Il manque au film ce petit zeste de folie dans les situations et la mise en scène pour transcender son excellent postulat de départ mais expose un message fort caustique sur les relations hommes/femmes. Everard, fort de son machisme et de ses préjugés (hilarante séquence de plaidoirie où il définit la culpabilité de l’accusée par son sexe et la faiblesse évidente qui en découle) doit les renier et se rabaisser pour conquérir Leslie. Celle-ci doit au contraire dissimuler son manque d’expérience derrière une fausse image de femme aventurière pour imposer sa volonté à Everard. 

Chacun renonce à ce que la société semble vouloir faire obligatoirement de lui (un homme rustre et insensible, une femme fragile et innocente) pour conquérir l’autre, l’homme contraint de se montrer vulnérable et la femme d’affirmer une force de caractère plus affirmée.

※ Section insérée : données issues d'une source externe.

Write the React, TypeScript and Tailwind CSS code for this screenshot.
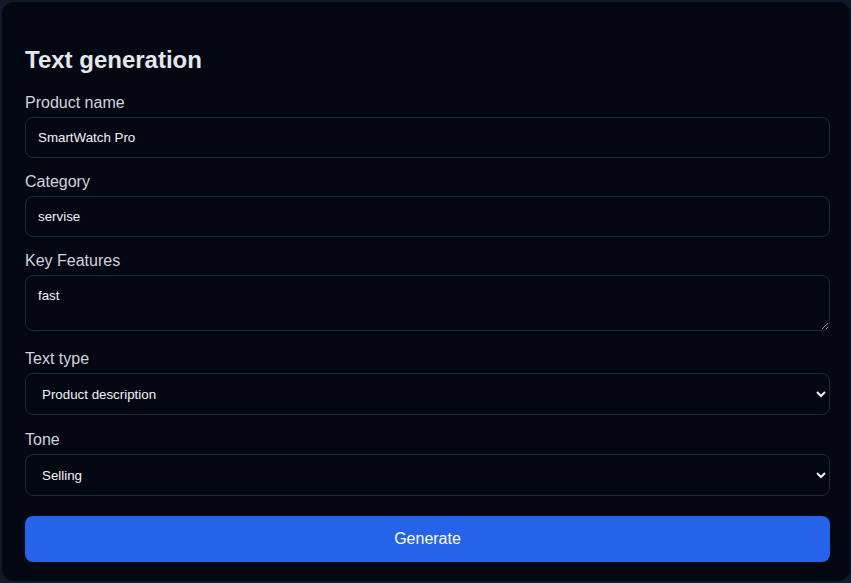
import { useState } from 'react';

export default function App() {
  const [name, setName] = useState('SmartWatch Pro');
  const [category, setCategory] = useState('servise');
  const [features, setFeatures] = useState('fast');
  const [textType, setTextType] = useState('description');
  const [tone, setTone] = useState('selling');

  const labelClass = 'block mb-[2px] text-base leading-6 text-[#d1d5db]';
  const fieldClass =
    'w-full rounded-lg border border-[#1f2937] bg-[#030712] px-3 text-[13.33px] text-[#f3f4f6] outline-none';

  return (
    <div
      className="min-h-[583px] bg-[#111827] pt-[2px] pl-[2px] pr-[1px] pb-[2px]"
      style={{ fontFamily: '"Liberation Sans", Arial, sans-serif' }}
    >
      <div className="h-[579px] rounded-xl bg-[#030712] pl-[23px] pr-[20px] pt-[42px]">
        <h2 className="mb-[15px] text-2xl leading-8 font-bold text-[#e5e7eb]">Text generation</h2>

        <div className="mb-[12px]">
          <label className={labelClass}>Product name</label>
          <input
            className={`${fieldClass} h-[41px]`}
            value={name}
            onChange={(e) => setName(e.target.value)}
          />
        </div>

        <div className="mb-[12px]">
          <label className={labelClass}>Category</label>
          <input
            className={`${fieldClass} h-[41px]`}
            value={category}
            onChange={(e) => setCategory(e.target.value)}
          />
        </div>

        <div className="mb-[16px]">
          <label className={labelClass}>Key Features</label>
          <textarea
            className={`${fieldClass} block h-[56px] py-3 leading-[15px]`}
            value={features}
            onChange={(e) => setFeatures(e.target.value)}
          />
        </div>

        <div className="mb-[13px]">
          <label className={labelClass}>Text type</label>
          <select
            className={`${fieldClass} block h-[42px]`}
            value={textType}
            onChange={(e) => setTextType(e.target.value)}
          >
            <option value="description">Product description</option>
            <option value="ad">Advertising text</option>
            <option value="post">Social media post</option>
          </select>
        </div>

        <div className="mb-[20px]">
          <label className={labelClass}>Tone</label>
          <select
            className={`${fieldClass} block h-[42px]`}
            value={tone}
            onChange={(e) => setTone(e.target.value)}
          >
            <option value="selling">Selling</option>
            <option value="friendly">Friendly</option>
            <option value="formal">Formal</option>
          </select>
        </div>

        <button className="block h-[46px] w-full rounded-lg bg-[#2563eb] text-base text-white">
          Generate
        </button>
      </div>
    </div>
  );
}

Le script de Lajos Biro évite d’ailleurs de se montrer trop binaire dans sa démonstration  avec quelques merveilleux moments d’ironie comme lorsque Leslie et Lady Mere se plaignent de l’image frivole qu’ont d’elles les hommes, précisément au moment où elles se font pomponner dans un institut de beauté. Il est d’ailleurs dommage que le final où Merle Oberon doit à son tour faire le chemin pour reconquérir son homme vexé soit un peu expédié.

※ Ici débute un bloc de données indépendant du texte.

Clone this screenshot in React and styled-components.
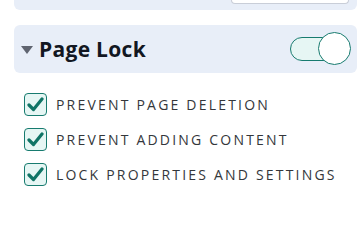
import React from "react";
import styled, { createGlobalStyle } from "styled-components";

const GlobalStyle = createGlobalStyle`
  html, body {
    margin: 0;
    padding: 0;
    background: #ffffff;
    font-family: "Open Sans", "Noto Sans", sans-serif;
  }
`;

const Page = styled.div`
  width: 343px;
  padding-left: 14px;
  display: flex;
  flex-direction: column;
`;

const TopPanel = styled.div`
  height: 10px;
  background: #e8eef8;
  border-radius: 0 0 6px 6px;
  display: flex;
  justify-content: flex-end;
  padding-right: 8px;
`;

const CutInput = styled.div`
  width: 116px;
  height: 3px;
  background: #ffffff;
  border: 1px solid #c9ced8;
  border-top: none;
  border-radius: 0 0 5px 5px;
`;

const Header = styled.div`
  margin-top: 15px;
  height: 48px;
  background: #e8eef8;
  border-radius: 6px;
  display: flex;
  align-items: center;
  padding: 0 7px;
`;

const Caret = styled.span`
  width: 0;
  height: 0;
  border-left: 6px solid transparent;
  border-right: 6px solid transparent;
  border-top: 8px solid #5f6470;
  margin-right: 6px;
  margin-top: 2px;
`;

const Title = styled.h2`
  margin: 0;
  flex: 1;
  font-size: 21px;
  font-weight: 700;
  color: #121722;
  letter-spacing: 0.3px;
`;

const Toggle = styled.div`
  position: relative;
  width: 55px;
  height: 24px;
  margin-right: 5px;
  box-sizing: border-box;
  border: 1.5px solid #177b6f;
  border-radius: 12px;
  background: ${(p) => (p.$on ? "#e6f6f4" : "#f2f2f2")};
`;

const Knob = styled.span`
  position: absolute;
  top: -6px;
  right: -7px;
  width: 33px;
  height: 33px;
  box-sizing: border-box;
  border-radius: 50%;
  border: 1.5px solid #177b6f;
  background: #ffffff;
`;

const List = styled.div`
  margin-top: 20px;
  padding-left: 10px;
  display: flex;
  flex-direction: column;
  gap: 12px;
`;

const Row = styled.label`
  display: flex;
  align-items: center;
  gap: 9px;
  height: 23px;
`;

const Box = styled.span`
  width: 23px;
  height: 23px;
  box-sizing: border-box;
  border: 1.5px solid #177b6f;
  border-radius: 4px;
  background: #e6f6f4;
  display: flex;
  align-items: center;
  justify-content: center;
`;

const Label = styled.span`
  font-size: 14px;
  color: #34373b;
  letter-spacing: 2.2px;
  text-transform: uppercase;
  white-space: nowrap;
`;

const Check = () => (
  <svg width="17" height="15" viewBox="0 0 17 15">
    <path
      d="M2 8 L6.5 12.5 L15 2"
      fill="none"
      stroke="#107466"
      strokeWidth="3.2"
      strokeLinecap="round"
      strokeLinejoin="round"
    />
  </svg>
);

const options = [
  "Prevent page deletion",
  "Prevent adding content",
  "Lock properties and settings",
];

export default function App() {
  return (
    <>
      <GlobalStyle />
      <Page>
        <TopPanel>
          <CutInput />
        </TopPanel>
        <Header>
          <Caret />
          <Title>Page Lock</Title>
          <Toggle $on>
            <Knob />
          </Toggle>
        </Header>
        <List>
          {options.map((opt) => (
            <Row key={opt}>
              <Box>
                <Check />
              </Box>
              <Label>{opt}</Label>
            </Row>
          ))}
        </List>
      </Page>
    </>
  );
}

Tout cela est servi dans un écrin magnifique porté notamment par la photo d’Harry Stradling Sr dont le technicolor se rapproche au plus près des exigences de la tatillonne Natalie Kalmus –épouse d’Herbert Kalmus inventeur du technicolor et présente par contrat sur les tournages utilisant le procédés- avec ces couleurs pales, désaturées, accentuant la teneur abstraites des décors aussi sophistiqué que factice où évolue le couple. 

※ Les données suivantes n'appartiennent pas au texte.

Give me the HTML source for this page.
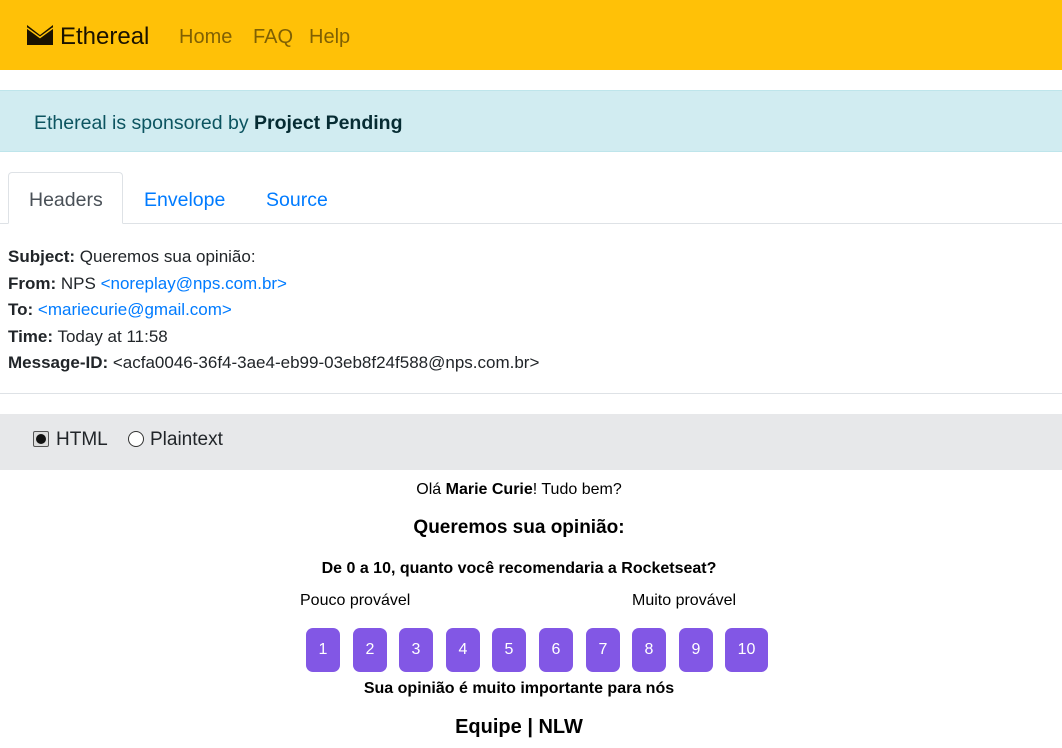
<!DOCTYPE html>
<html><head><meta charset="utf-8"><style>
*{margin:0;padding:0;box-sizing:border-box}
body{width:1062px;height:748px;overflow:hidden;background:#fff;font-family:"Liberation Sans",sans-serif;position:relative;color:#212529}
.a{position:absolute;white-space:nowrap}
.nav{position:absolute;left:0;top:0;width:1062px;height:70px;background:#ffc107}
.sp{position:absolute;left:0;top:90px;width:1062px;height:62px;background:#d1ecf1;border-top:1px solid #bee5eb;border-bottom:1px solid #bee5eb}
.tabline{position:absolute;left:0;top:223px;width:1062px;border-top:1px solid #dee2e6}
.tab{position:absolute;left:8px;top:172px;width:115px;height:52px;border:1px solid #dee2e6;border-bottom:1px solid #fff;border-radius:4px 4px 0 0;background:#fff}
.hd{font-size:17px;line-height:26.5px;color:#212529}
.hd b{font-weight:bold}
.bl{color:#007bff}
.bar{position:absolute;left:0;top:414px;width:1062px;height:56px;background:#e7e8ea}
.btn{position:absolute;top:628px;height:44px;background:#8257e5;border-radius:7px;color:#fff;font-size:16px;text-align:center;line-height:44px}
.c{position:absolute;left:0;width:1038px;text-align:center;color:#000}
</style></head><body>
<div class="nav"></div>
<svg class="a" style="left:27px;top:25px" width="26" height="20" viewBox="0 0 26 20"><rect x="0" y="0" width="26" height="20" fill="#1a1200"/><path d="M0 0 L13 10 L26 0" fill="#ffc107"/><path d="M0 3 L13 12.5 L26 3" fill="none" stroke="#ffc107" stroke-width="1.5"/></svg>
<div class="a" style="left:60px;top:23px;font-size:24px;color:#1a1200">Ethereal</div>
<div class="a" style="left:179px;top:26px;font-size:20px;color:rgba(0,0,0,.5)">Home</div>
<div class="a" style="left:253px;top:26px;font-size:20px;color:rgba(0,0,0,.5)">FAQ</div>
<div class="a" style="left:309px;top:26px;font-size:20px;color:rgba(0,0,0,.5)">Help</div>
<div class="sp"></div>
<div class="a" style="left:34px;top:112px;font-size:19.5px;color:#0c5460">Ethereal is sponsored by <b style="color:#062c33">Project Pending</b></div>
<div class="tabline"></div>
<div class="tab"></div>
<div class="a" style="left:29px;top:189px;font-size:19.5px;color:#495057">Headers</div>
<div class="a bl" style="left:144px;top:189px;font-size:19.5px">Envelope</div>
<div class="a bl" style="left:266px;top:189px;font-size:19.5px">Source</div>
<div class="a hd" style="left:8px;top:244px">
<div><b>Subject:</b> Queremos sua opinião:</div>
<div><b>From:</b> NPS <span class="bl">&lt;noreplay@nps.com.br&gt;</span></div>
<div><b>To:</b> <span class="bl">&lt;mariecurie@gmail.com&gt;</span></div>
<div><b>Time:</b> Today at 11:58</div>
<div><b>Message-ID:</b> &lt;acfa0046-36f4-3ae4-eb99-03eb8f24f588@nps.com.br&gt;</div>
</div>
<div class="a" style="left:0;top:393px;width:1062px;border-top:1px solid #dee2e6"></div>
<div class="bar"></div>
<div class="a" style="left:33px;top:431px;width:16px;height:16px;border:1px solid #555;background:#ddd;border-radius:2px"></div>
<div class="a" style="left:36px;top:434px;width:10px;height:10px;border-radius:50%;background:#111"></div>
<div class="a" style="left:56px;top:429px;font-size:19px">HTML</div>
<div class="a" style="left:128px;top:431px;width:16px;height:16px;border:1px solid #333;border-radius:50%;background:#fff"></div>
<div class="a" style="left:150px;top:429px;font-size:19px">Plaintext</div>
<div class="c" style="top:481px;font-size:16px">Olá <b>Marie Curie</b>! Tudo bem?</div>
<div class="c" style="top:517px;font-size:19px;font-weight:bold">Queremos sua opinião:</div>
<div class="c" style="top:560px;font-size:16px;font-weight:bold">De 0 a 10, quanto você recomendaria a Rocketseat?</div>
<div class="a" style="left:300px;top:592px;font-size:16px;color:#000">Pouco provável</div>
<div class="a" style="left:632px;top:592px;font-size:16px;color:#000">Muito provável</div>
<div class="btn" style="left:306px;width:34px">1</div>
<div class="btn" style="left:353px;width:34px">2</div>
<div class="btn" style="left:399px;width:34px">3</div>
<div class="btn" style="left:446px;width:34px">4</div>
<div class="btn" style="left:492px;width:34px">5</div>
<div class="btn" style="left:539px;width:34px">6</div>
<div class="btn" style="left:586px;width:34px">7</div>
<div class="btn" style="left:632px;width:34px">8</div>
<div class="btn" style="left:679px;width:34px">9</div>
<div class="btn" style="left:725px;width:43px">10</div>
<div class="c" style="top:680px;font-size:16px;font-weight:bold">Sua opinião é muito importante para nós</div>
<div class="c" style="top:716px;font-size:20px;font-weight:bold">Equipe | NLW</div>
</body></html>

C’est dans ce film et quelques autres de cette période que naît cette grande différence entre le technicolor pétaradant et saturé hollywoodien abhorré par Natalie Kalmus et celui plus subtil du cinéma anglais popularisé plus tard dans les films de Michael Powell et Emeric Pressburger entre autre. Miklós Rózsa signe lui un de ses scores les plus sautillant qui contribue grandement à la bonne humeur de l’ensemble. Un petit bijou de comédie, charmeur et léger comme une bulle de savon qui ouvre la voie à Ariane de Billy Wilder voir même au plus récent Intolérable Cruauté des frères Coen.